Good men still exist in our world. If you read the news and the blogs each day you are inundated with the Tiger Woods and Ochocinco’s of the world. Much of the time the headlines scream about actions of men who aren’t holding up their end of the deal in society. Typically, they’re making bad decisions, exemplifying “cultural manliness” and slacking on being a “good man.”
I have been lucky that the father that I have served as a role model of manhood in my own house. He once walked around an entire winter with holes in the bottom of his shoes sacrificing money so that we could have money. He never fathered children outside of his marriage to my mother. He never cheated and he worked hard. I do believe that there is such a thing as a good man. A few days ago I was met with utter frustration as I went into card store after card store and was unable to find a decent birthday card to give him. I would ask manager after manager and they would give me a dismal reply, “Well that’s the way it is little lady. We don’t have that much demand for birthday cards for fathers from children.” I was stunned at the second store but by the sixth store I was sad.
I work each day with truly good men that do not make the news reports. Some of these men have seen much harder times and difficult moments than you can imagine, but they are great men. They are the working musician who is the proud father of three and smiles every day at his wife and lives and loves in a Christian way. There is the good man who is a national hero, a firefighter who has unselfishly put himself in harm’s way to protect others for well over 20 yrs. In serving on that awful September 11 day he was blown through a plate glass window and still continued to forge on to save lives. The biggest impact he has though (not at all to discount his years of service nor his honors & accolades) is the impact he has on his friends and family as we have come to love and understand him even more. He gladly volunteered to take home anyone who needed a ride one afternoon.
I look each day at the men in my world who have claimed success on their own terms to defy all the bad publicity about men. I now cherish the time I have with my aging father. I know he takes it serious too even though I am an adult now. I know, without a doubt, he always knew that there will never be a more important relationship in either of our lives than our relationship with each other. It gave me a healthy outlook as a woman on what a man is and isn’t. I don’t say this out of pride or out of attention-seeking. I say this because it is the truth.
Think about it… where does a young girl learn about love? Where does a young girl learn how to be treated? Where does a young girl develop her idea of what her future will hold? Where does a young girl learn self-respect and self-esteem? From her father. This is NOT to underscore the relationships a young girl has with anyone else, especially her mother.
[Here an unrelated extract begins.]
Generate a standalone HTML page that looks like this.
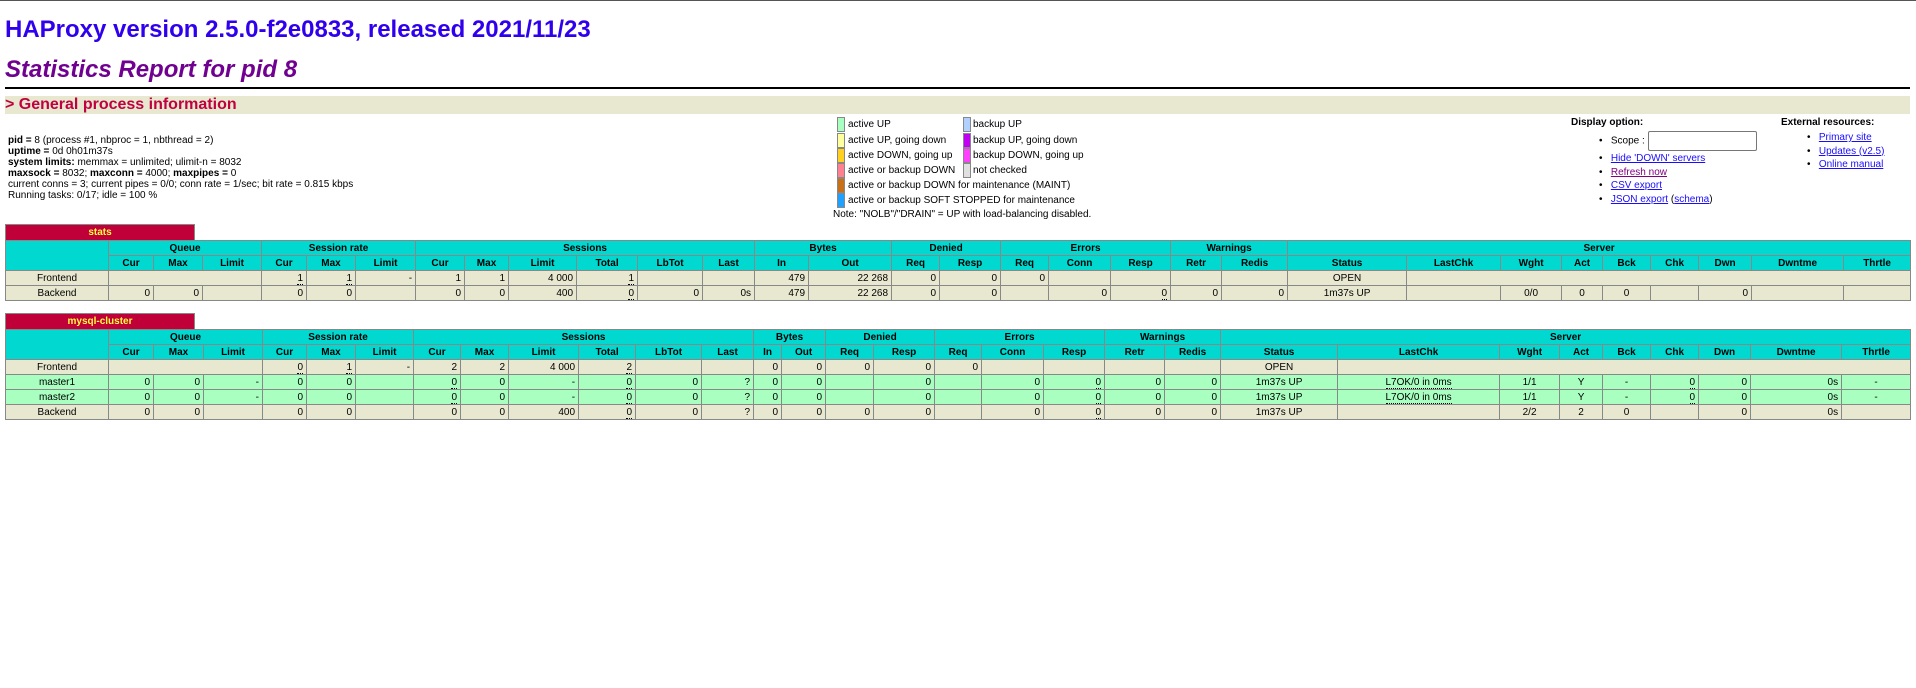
<!DOCTYPE html>
<html><head><meta charset="utf-8"><style>
body{margin:0;font-family:"Liberation Sans",Arial,sans-serif;font-size:10px;color:#000;background:#fff;width:1916px;height:688px;overflow:hidden;position:relative}
.abs{position:absolute}
#top{left:0;top:0;width:1916px;height:1px;background:#555}
h1{position:absolute;left:5px;top:16px;margin:0;font-size:24px;font-weight:bold;color:#3000ee;white-space:nowrap}
h2{position:absolute;left:5px;top:56px;margin:0;font-size:24px;font-weight:bold;font-style:italic;color:#700090;white-space:nowrap}
#hr{left:5px;top:87px;width:1905px;height:2px;background:#000}
h3{position:absolute;left:5px;top:96px;width:1905px;height:18px;margin:0;font-size:16px;line-height:18px;font-weight:bold;color:#c00040;background:#e8e8d0}
#info{left:8px;top:135px;line-height:11px;font-size:10px}
.lg{position:absolute;left:836px;font-size:10px;line-height:12px;white-space:nowrap}
.sw{position:absolute;width:8px;height:15px;border:1px solid #888;box-sizing:border-box}
a{color:#1a0dff}
table.tbl{position:absolute;left:5px;border-collapse:collapse;table-layout:fixed}
table.tbl td,table.tbl th{border:1px solid #888;padding:0 3px;font-size:10px;white-space:nowrap;overflow:hidden;height:14px;line-height:13px}
table.tbl th{background:#00d8d0;font-weight:bold;text-align:center}
table.tbl td{text-align:right}
td.ac{text-align:center!important}
tr.fe td,tr.be td{background:#e8e8d0}
tr.up td{background:#a8ffc0}
.px{position:absolute;left:5px;width:190px;height:16px;background:#c00038;color:#ffff40;font-weight:bold;font-size:10px;text-align:center;line-height:15px;border:1px solid #888;border-bottom:none;box-sizing:border-box}
u{text-decoration:none;border-bottom:1px dotted #000}
</style></head><body>
<div id="top" class="abs"></div>
<h1>HAProxy version 2.5.0-f2e0833, released 2021/11/23</h1>
<h2>Statistics Report for pid 8</h2>
<div id="hr" class="abs"></div>
<h3>&gt; General process information</h3>
<div id="info" class="abs"><b>pid = </b>8 (process #1, nbproc = 1, nbthread = 2)<br><b>uptime = </b>0d 0h01m37s<br><b>system limits:</b> memmax = unlimited; ulimit-n = 8032<br><b>maxsock = </b>8032; <b>maxconn = </b>4000; <b>maxpipes = </b>0<br>current conns = 3; current pipes = 0/0; conn rate = 1/sec; bit rate = 0.815 kbps<br>Running tasks: 0/17; idle = 100 %</div>

<div class="sw" style="left:837px;top:117px;background:#a8ffc0"></div>
<div class="sw" style="left:837px;top:133px;background:#ffffa0"></div>
<div class="sw" style="left:837px;top:148px;background:#ffd020"></div>
<div class="sw" style="left:837px;top:163px;background:#ff8090"></div>
<div class="sw" style="left:837px;top:178px;background:#c87018"></div>
<div class="sw" style="left:837px;top:193px;background:#20a0ff"></div>
<div class="sw" style="left:963px;top:117px;background:#b0d0ff"></div>
<div class="sw" style="left:963px;top:133px;background:#c000f0"></div>
<div class="sw" style="left:963px;top:148px;background:#ff40ff"></div>
<div class="sw" style="left:963px;top:163px;background:#e0e0e0"></div>
<div class="lg" style="left:848px;top:119px">active UP</div>
<div class="lg" style="left:848px;top:135px">active UP, going down</div>
<div class="lg" style="left:848px;top:150px">active DOWN, going up</div>
<div class="lg" style="left:848px;top:165px">active or backup DOWN</div>
<div class="lg" style="left:848px;top:180px">active or backup DOWN for maintenance (MAINT)</div>
<div class="lg" style="left:848px;top:195px">active or backup SOFT STOPPED for maintenance</div>
<div class="lg" style="left:973px;top:119px">backup UP</div>
<div class="lg" style="left:973px;top:135px">backup UP, going down</div>
<div class="lg" style="left:973px;top:150px">backup DOWN, going up</div>
<div class="lg" style="left:973px;top:165px">not checked</div>
<div class="lg" style="left:833px;top:209px">Note: "NOLB"/"DRAIN" = UP with load-balancing disabled.</div>

<div class="abs" style="left:1571px;top:117px;font-weight:bold">Display option:</div>
<div class="abs" style="left:1599px;top:131px;line-height:13.5px">
<div>•&nbsp;&nbsp;&nbsp;Scope : <span style="display:inline-block;width:107px;height:18px;border:1px solid #777;border-radius:2px;vertical-align:middle"></span></div>
<div style="margin-top:1px">•&nbsp;&nbsp;&nbsp;<a href="#">Hide 'DOWN' servers</a></div>
<div>•&nbsp;&nbsp;&nbsp;<a href="#" style="color:#800080">Refresh now</a></div>
<div>•&nbsp;&nbsp;&nbsp;<a href="#">CSV export</a></div>
<div>•&nbsp;&nbsp;&nbsp;<a href="#">JSON export</a> (<a href="#">schema</a>)</div>
</div>
<div class="abs" style="left:1781px;top:117px;font-weight:bold">External resources:</div>
<div class="abs" style="left:1807px;top:131px;line-height:13.5px">
<div>•&nbsp;&nbsp;&nbsp;<a href="#">Primary site</a></div>
<div>•&nbsp;&nbsp;&nbsp;<a href="#">Updates (v2.5)</a></div>
<div>•&nbsp;&nbsp;&nbsp;<a href="#">Online manual</a></div>
</div>

<div class="px" style="top:224px">stats</div>
<table class="tbl" style="top:240px;width:1905px">
<colgroup><col style="width:103px"><col style="width:45px"><col style="width:49px"><col style="width:59px"><col style="width:45px"><col style="width:49px"><col style="width:60px"><col style="width:49px"><col style="width:44px"><col style="width:68px"><col style="width:61px"><col style="width:65px"><col style="width:52px"><col style="width:54px"><col style="width:83px"><col style="width:48px"><col style="width:61px"><col style="width:48px"><col style="width:62px"><col style="width:60px"><col style="width:51px"><col style="width:66px"><col style="width:119px"><col style="width:94px"><col style="width:61px"><col style="width:41px"><col style="width:48px"><col style="width:48px"><col style="width:53px"><col style="width:92px"><col style="width:67px"></colgroup>
<tr><th rowspan="2"></th><th colspan="3">Queue</th><th colspan="3">Session rate</th><th colspan="6">Sessions</th><th colspan="2">Bytes</th><th colspan="2">Denied</th><th colspan="3">Errors</th><th colspan="2">Warnings</th><th colspan="9">Server</th></tr>
<tr><th>Cur</th><th>Max</th><th>Limit</th><th>Cur</th><th>Max</th><th>Limit</th><th>Cur</th><th>Max</th><th>Limit</th><th>Total</th><th>LbTot</th><th>Last</th><th>In</th><th>Out</th><th>Req</th><th>Resp</th><th>Req</th><th>Conn</th><th>Resp</th><th>Retr</th><th>Redis</th><th>Status</th><th>LastChk</th><th>Wght</th><th>Act</th><th>Bck</th><th>Chk</th><th>Dwn</th><th>Dwntme</th><th>Thrtle</th></tr>
<tr class="fe"><td class="ac">Frontend</td><td colspan="3"></td><td><u>1</u></td><td><u>1</u></td><td>-</td><td>1</td><td>1</td><td>4 000</td><td><u>1</u></td><td></td><td></td><td>479</td><td>22 268</td><td>0</td><td>0</td><td>0</td><td></td><td></td><td></td><td></td><td class="ac">OPEN</td><td colspan="8"></td></tr>
<tr class="be"><td class="ac">Backend</td><td>0</td><td>0</td><td></td><td>0</td><td>0</td><td></td><td>0</td><td>0</td><td>400</td><td><u>0</u></td><td>0</td><td>0s</td><td>479</td><td>22 268</td><td>0</td><td>0</td><td></td><td>0</td><td><u>0</u></td><td>0</td><td>0</td><td class="ac">1m37s UP</td><td></td><td class="ac">0/0</td><td class="ac">0</td><td class="ac">0</td><td></td><td>0</td><td></td><td></td></tr>
</table>

<div class="px" style="top:313px">mysql-cluster</div>
<table class="tbl" style="top:329px;width:1905px">
<colgroup><col style="width:103px"><col style="width:45px"><col style="width:50px"><col style="width:59px"><col style="width:44px"><col style="width:49px"><col style="width:58px"><col style="width:47px"><col style="width:48px"><col style="width:70px"><col style="width:57px"><col style="width:66px"><col style="width:52px"><col style="width:28px"><col style="width:44px"><col style="width:48px"><col style="width:61px"><col style="width:47px"><col style="width:62px"><col style="width:61px"><col style="width:60px"><col style="width:56px"><col style="width:117px"><col style="width:162px"><col style="width:60px"><col style="width:43px"><col style="width:48px"><col style="width:48px"><col style="width:52px"><col style="width:91px"><col style="width:69px"></colgroup>
<tr><th rowspan="2"></th><th colspan="3">Queue</th><th colspan="3">Session rate</th><th colspan="6">Sessions</th><th colspan="2">Bytes</th><th colspan="2">Denied</th><th colspan="3">Errors</th><th colspan="2">Warnings</th><th colspan="9">Server</th></tr>
<tr><th>Cur</th><th>Max</th><th>Limit</th><th>Cur</th><th>Max</th><th>Limit</th><th>Cur</th><th>Max</th><th>Limit</th><th>Total</th><th>LbTot</th><th>Last</th><th>In</th><th>Out</th><th>Req</th><th>Resp</th><th>Req</th><th>Conn</th><th>Resp</th><th>Retr</th><th>Redis</th><th>Status</th><th>LastChk</th><th>Wght</th><th>Act</th><th>Bck</th><th>Chk</th><th>Dwn</th><th>Dwntme</th><th>Thrtle</th></tr>
<tr class="fe"><td class="ac">Frontend</td><td colspan="3"></td><td><u>0</u></td><td><u>1</u></td><td>-</td><td>2</td><td>2</td><td>4 000</td><td><u>2</u></td><td></td><td></td><td>0</td><td>0</td><td>0</td><td>0</td><td>0</td><td></td><td></td><td></td><td></td><td class="ac">OPEN</td><td colspan="8"></td></tr>
<tr class="up"><td class="ac">master1</td><td>0</td><td>0</td><td>-</td><td>0</td><td>0</td><td></td><td><u>0</u></td><td>0</td><td>-</td><td><u>0</u></td><td>0</td><td>?</td><td>0</td><td>0</td><td></td><td>0</td><td></td><td>0</td><td><u>0</u></td><td>0</td><td>0</td><td class="ac">1m37s UP</td><td class="ac"><u>L7OK/0 in 0ms</u></td><td class="ac">1/1</td><td class="ac">Y</td><td class="ac">-</td><td><u>0</u></td><td>0</td><td>0s</td><td class="ac">-</td></tr>
<tr class="up"><td class="ac">master2</td><td>0</td><td>0</td><td>-</td><td>0</td><td>0</td><td></td><td><u>0</u></td><td>0</td><td>-</td><td><u>0</u></td><td>0</td><td>?</td><td>0</td><td>0</td><td></td><td>0</td><td></td><td>0</td><td><u>0</u></td><td>0</td><td>0</td><td class="ac">1m37s UP</td><td class="ac"><u>L7OK/0 in 0ms</u></td><td class="ac">1/1</td><td class="ac">Y</td><td class="ac">-</td><td><u>0</u></td><td>0</td><td>0s</td><td class="ac">-</td></tr>
<tr class="be"><td class="ac">Backend</td><td>0</td><td>0</td><td></td><td>0</td><td>0</td><td></td><td>0</td><td>0</td><td>400</td><td><u>0</u></td><td>0</td><td>?</td><td>0</td><td>0</td><td>0</td><td>0</td><td></td><td>0</td><td><u>0</u></td><td>0</td><td>0</td><td class="ac">1m37s UP</td><td></td><td class="ac">2/2</td><td class="ac">2</td><td class="ac">0</td><td></td><td>0</td><td>0s</td><td></td></tr>
</table>
</body></html>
It is to show that a father has a vital role in the future of his daughters. In my estimation, the most vital role. Her father must demonstrate love; love of his spouse, love of his children, love of his God. What happens if a father doesn’t fulfill this role or if he fails to fulfill it in the correct way? Simple, the child’s understanding of how a man should act and treat others is skewed. This skewed understanding can lead to multiple problems, namely disordered relationships.
Fathers, love your wives. Set the example for your daughters of how they should expect a man to treat them. Teach them to set the bar high and to never settle for less than the best. If they see you being disrespectful, unloving and/or hurtful towards their mother, they are going to grow up thinking that similar behavior is normal and okay. It’s not. They will learn not only what love is, but more importantly, how to love and how to receive love from your example. It is a big responsibility, but that’s what you signed up for when you had sex with your wife, girlfriend, or fiancee. I could continue on for many more paragraphs, but I think my point is easy to understand and doesn’t require repeating.
My best example of a man came from my father who is a good man. By the way, he was a great husband too and on the day we buried my mother he made it clear that his role had changed, being the sole living parent. In a heartbroken voice he hugged me and my brother and said, “I will keep this family together.” He has done just that.